Blushing Under the Mushroom's 11 monologues, written and performed by four members of the Neo-Futurists, have a refreshingly comfortable feel. I think it's because the Neo-Futurists don't try too hard to be entertaining. They don't really act. They don't really put on a show. They just kind of, well, talk to you. And tell you stories, good stories. Most of these stories are true. Greg Allen tells a great one about how he got shot in the leg in a "bike-by shooting," and Ayun Halliday talks about a boyfriend who was a "demigod in the bathtub," creating a magical sexual world out of bubble bath. Dave Awl discusses the virtues of smashing lemon drops on the sidewalk to vent your anger.
What makes these stories so appealing is their intelligence.

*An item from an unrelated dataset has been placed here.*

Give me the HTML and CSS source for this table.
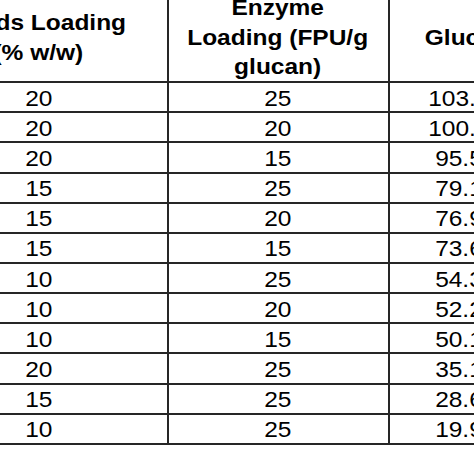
FILE: index.html
```html
<!DOCTYPE html>
<html lang="en">
<head>
<meta charset="utf-8">
<title>Glucose yield table</title>
<link rel="stylesheet" href="styles.css">
</head>
<body>
<div class="table">
  <div class="cell head c1"><span class="txt">Solids Loading<br>(% w/w)</span></div>
  <div class="cell head c2"><span class="txt">Enzyme<br>Loading (FPU/g<br>glucan)</span></div>
  <div class="cell head c3"><span class="txt">Glucose (g/L)</span></div>

  <div class="cell c1"><span class="txt">20</span></div><div class="cell c2"><span class="txt">25</span></div><div class="cell c3"><span class="txt">103.21 ± 1.45</span></div>
  <div class="cell c1"><span class="txt">20</span></div><div class="cell c2"><span class="txt">20</span></div><div class="cell c3"><span class="txt">100.47 ± 2.03</span></div>
  <div class="cell c1"><span class="txt">20</span></div><div class="cell c2"><span class="txt">15</span></div><div class="cell c3"><span class="txt">95.52 ± 1.18</span></div>
  <div class="cell c1"><span class="txt">15</span></div><div class="cell c2"><span class="txt">25</span></div><div class="cell c3"><span class="txt">79.14 ± 0.96</span></div>
  <div class="cell c1"><span class="txt">15</span></div><div class="cell c2"><span class="txt">20</span></div><div class="cell c3"><span class="txt">76.93 ± 1.22</span></div>
  <div class="cell c1"><span class="txt">15</span></div><div class="cell c2"><span class="txt">15</span></div><div class="cell c3"><span class="txt">73.65 ± 0.87</span></div>
  <div class="cell c1"><span class="txt">10</span></div><div class="cell c2"><span class="txt">25</span></div><div class="cell c3"><span class="txt">54.31 ± 0.74</span></div>
  <div class="cell c1"><span class="txt">10</span></div><div class="cell c2"><span class="txt">20</span></div><div class="cell c3"><span class="txt">52.26 ± 0.58</span></div>
  <div class="cell c1"><span class="txt">10</span></div><div class="cell c2"><span class="txt">15</span></div><div class="cell c3"><span class="txt">50.12 ± 0.63</span></div>
  <div class="cell c1"><span class="txt">20</span></div><div class="cell c2"><span class="txt">25</span></div><div class="cell c3"><span class="txt">35.17 ± 0.49</span></div>
  <div class="cell c1"><span class="txt">15</span></div><div class="cell c2"><span class="txt">25</span></div><div class="cell c3"><span class="txt">28.64 ± 0.41</span></div>
  <div class="cell c1"><span class="txt">10</span></div><div class="cell c2"><span class="txt">25</span></div><div class="cell c3"><span class="txt">19.95 ± 0.33</span></div>
</div>
</body>
</html>
```
FILE: styles.css
```css
html, body {
  margin: 0;
  padding: 0;
  background: #ffffff;
}
body {
  width: 474px;
  height: 474px;
  overflow: hidden;
  font-family: "Liberation Sans", Arial, Helvetica, sans-serif;
  color: #000000;
}
.table {
  display: grid;
  grid-template-columns: 257.9px 221px 227.5px;
  grid-template-rows: 83.2px repeat(12, 30.15px);
  margin-left: -89.4px;
  width: 706.4px;
}
.cell {
  box-sizing: border-box;
  display: flex;
  justify-content: center;
  align-items: center;
  border-bottom: 2px solid #262626;
  padding-top: 3px;
  font-size: 21.3px;
  line-height: 24px;
  white-space: nowrap;
  overflow: visible;
}
.c1, .c2 {
  border-right: 2px solid #262626;
}
.head {
  padding-top: 0;
  padding-bottom: 3.8px;
  font-weight: bold;
  line-height: 29.5px;
  text-align: center;
}
.txt {
  display: inline-block;
  transform: scaleX(1.15);
  transform-origin: center;
  text-align: center;
}
```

The best ones take a simple occurrence, something that's probably happened to all of us at some time or another, and put it in a context that provides a bit of enlightenment on the human condition. My favorite is Lisa Buscani's "Flat Black," which ties together the horror flicks she watched as a kid, Jeffrey Dahmer's photos, and a story about the time her sister was five hours late coming home. "Flat Black" was unrehearsed on opening night. Buscani did little more than read from a pile of single-spaced typewritten pages and use a few props to illustrate her points. But her unassuming and heartfelt delivery made any sort of acting technique seem unnecessary.
When her sister comes home safely, they go out for a drink and, Buscani says, "I laughed a lot harder. It was my right. It was my story." Somehow certain experiences seem worth having if truly good stories can be had out of them. The Neo-Futurists understand this. While not all of their monologues are polished or perfected, their stories are definitely worth listening to.